Public servants have had enough. And it will be Canberrans who suffer if the ACT govt doesn't act
Opinion piece by Maddy Northam, CPSU Regional Secretary (ACT)
ACT public servants in the ACT have had enough. That message could not have been clearer last Friday on May Day, when more than 700 union members rallied outside the Legislative Assembly.
Health professionals, policy officers, hospice workers, child protection workers, Access Canberra staff, correctional officers and many more came together with one voice to say that being asked to go backwards is not acceptable.

ACT government public servants are not asking for special treatment. They are not asking for bonuses or perks.
They are simply asking for a pay rise that keeps up with the cost of living. Right now, the government is offering 3 per cent a year over three years. At the same time, CPI is running at 4.6 per cent. That means the government is planning to lock in a real wage cut for the workers who deliver the services Canberrans rely on every day.
This is happening in the middle of a brutal cost-of-living crisis. Rents continue to rise. Interest rates are biting. The cost of groceries, and utilities is climbing week after week. All this, plus a fuel crisis making it more expensive for Canberrans to get from A to B.
Public servants feel this pressure just like everyone else. They still have to put food on the table, pay the rent or mortgage, cover childcare costs and keep their families afloat. Like others in the community, it is becoming harder to make ends meet.
These are not abstract roles. These are the people who keep Canberra running.
They answer calls at Access Canberra when you need help navigating government systems.
They push you to get scans, take those scans and then care for you through diagnosis and rehabilitation in our public hospitals.
They support some of the territory's most vulnerable young people at Bimberi Youth Justice Centre. They work as dental assistants in public clinics.
They spend their days trying to house Canberrans as quickly as possible through Housing ACT.
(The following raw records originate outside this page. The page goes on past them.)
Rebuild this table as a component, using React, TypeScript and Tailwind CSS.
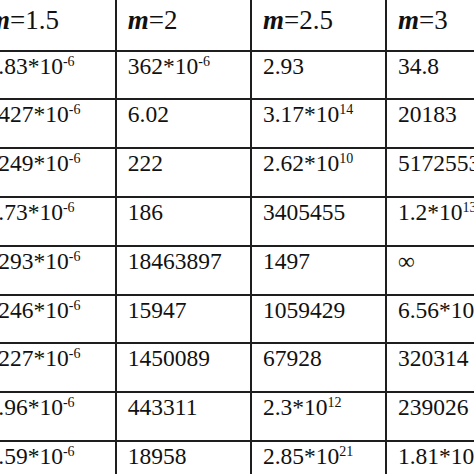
type Cell = { base: string; exp?: string };

const header = ["1.5", "2", "2.5", "3"];

const rows: Cell[][] = [
  [{ base: "1.83*10", exp: "-6" }, { base: "362*10", exp: "-6" }, { base: "2.93" }, { base: "34.8" }],
  [{ base: "1427*10", exp: "-6" }, { base: "6.02" }, { base: "3.17*10", exp: "14" }, { base: "20183" }],
  [{ base: "1249*10", exp: "-6" }, { base: "222" }, { base: "2.62*10", exp: "10" }, { base: "5172553" }],
  [{ base: "1.73*10", exp: "-6" }, { base: "186" }, { base: "3405455" }, { base: "1.2*10", exp: "13" }],
  [{ base: "1293*10", exp: "-6" }, { base: "18463897" }, { base: "1497" }, { base: "∞" }],
  [{ base: "1246*10", exp: "-6" }, { base: "15947" }, { base: "1059429" }, { base: "6.56*10", exp: "15" }],
  [{ base: "1227*10", exp: "-6" }, { base: "1450089" }, { base: "67928" }, { base: "320314" }],
  [{ base: "1.96*10", exp: "-6" }, { base: "443311" }, { base: "2.3*10", exp: "12" }, { base: "239026" }],
  [{ base: "1.59*10", exp: "-6" }, { base: "18958" }, { base: "2.85*10", exp: "21" }, { base: "1.81*10", exp: "12" }],
];

export default function App() {
  return (
    <div className="w-[474px] h-[474px] overflow-hidden bg-white [font-family:'Liberation_Serif','Times_New_Roman',serif] text-[#111]">
      <div className="-ml-[27px] grid w-max grid-cols-[141.5px_133.2px_133px_170px] grid-rows-[49.6px_repeat(9,46.8px)] gap-[2px] bg-[#1e1e1e]">
        {/* header */}
        {header.map((m, i) => (
          <div
            key={m}
            className={`bg-white pt-[7px] text-[27px] leading-none whitespace-nowrap ${i === 0 ? "pl-[16px]" : "pl-[11.3px]"}`}
          >
            <span className="font-bold italic">m</span>={m}
          </div>
        ))}

        {/* body */}
        {rows.map((row, r) =>
          row.map((c, i) => (
            <div
              key={`${r}-${i}`}
              className={`bg-white pt-[3px] text-[23.5px] leading-none whitespace-nowrap ${i === 0 ? "pl-[13.5px]" : "pl-[11.3px]"}`}
            >
              {c.base}
              {c.exp && <sup className="relative -top-[8px] align-baseline text-[14px] leading-none">{c.exp}</sup>}
            </div>
          ))
        )}
      </div>
    </div>
  );
}
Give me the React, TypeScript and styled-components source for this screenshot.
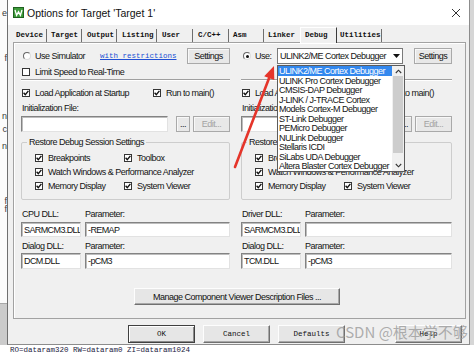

They are child and youth protection officers keeping young people safe in complex and traumatic circumstances.
They are policy officers delivering the commitments that governments are elected on and that voters expect to see delivered.
If these workers stop work, Canberra stops. That's the reality.
And yet the government is prepared to send them backwards.
This pay offer also sits against the backdrop of redundancies across the Australian Public Service.
Make no mistake, these are job cuts by stealth. When positions are cut, the work does not disappear.
It is redistributed. Remaining staff are asked to do more with less until burnout sets in. Call wait times blow out. Services decline. The public notices, and it's the front-line workers who cop the frustration.
Both the Barr government and the Albanese government were elected on promises to invest in public services and respect the workforce that delivers them.
Instead, we are seeing job losses, understaffing and pay offers that fall behind inflation. That contradiction is impossible to ignore.
There is also a broader impact that cannot be brushed aside. Job losses and real wage cuts hit the local economy hard.
When public servants are forced to pour every dollar into rent, mortgages and groceries, they stop spending elsewhere. Local cafes, shops and small businesses in our town centres feel it immediately.
In health, the warning signs are already there. Local health professionals are looking interstate. A below-inflation pay offer will push more of them to leave, whether that is across the border to Queanbeyan or further afield to Queensland.
When skilled workers walk away, it is not ministers who wait longer in emergency departments or struggle to get appointments in government clinics. It's our kids, our parents, our fellow workers. It's our community.
When governments cut, we all pay.
Because of this, CPSU members and other union members across the territory are now being forced to consider protected industrial action, including striking. And it's not a decision taken lightly.
These CPSU members care deeply about the work they do and the community they serve. They stay on despite years of being stretched and overlooked. They keep working despite being told by the government that they are respected, but they just can't afford a pay rise.
Respect doesn't pay the bills.
It is time for Chief Minister Andrew Barr to step in and intervene in the bargaining process. It is time he tells Treasurer Chris Steel that money must be found to deliver a pay rise that at least keeps pace with the cost of living. Anything less is a real pay cut.
And on the APS front, we need to see the Albanese government deliver on its promise to Australians and continue to invest in public services. At next week's budget, the government must remember that cutting jobs is not savings, it is short-sighted damage that we all pay for.
Our public servants are the ones who step up when Australia needs them most, through floods, fires, pandemics and national crisis. Now it is time for the federal government to return that commitment, and back its workforce.
If the Barr and Albanese governments fail to act, it will not just be public servants who feel the consequences. It will be all Canberrans who pay the price.
Voting for the protected action ballots closes at midday today.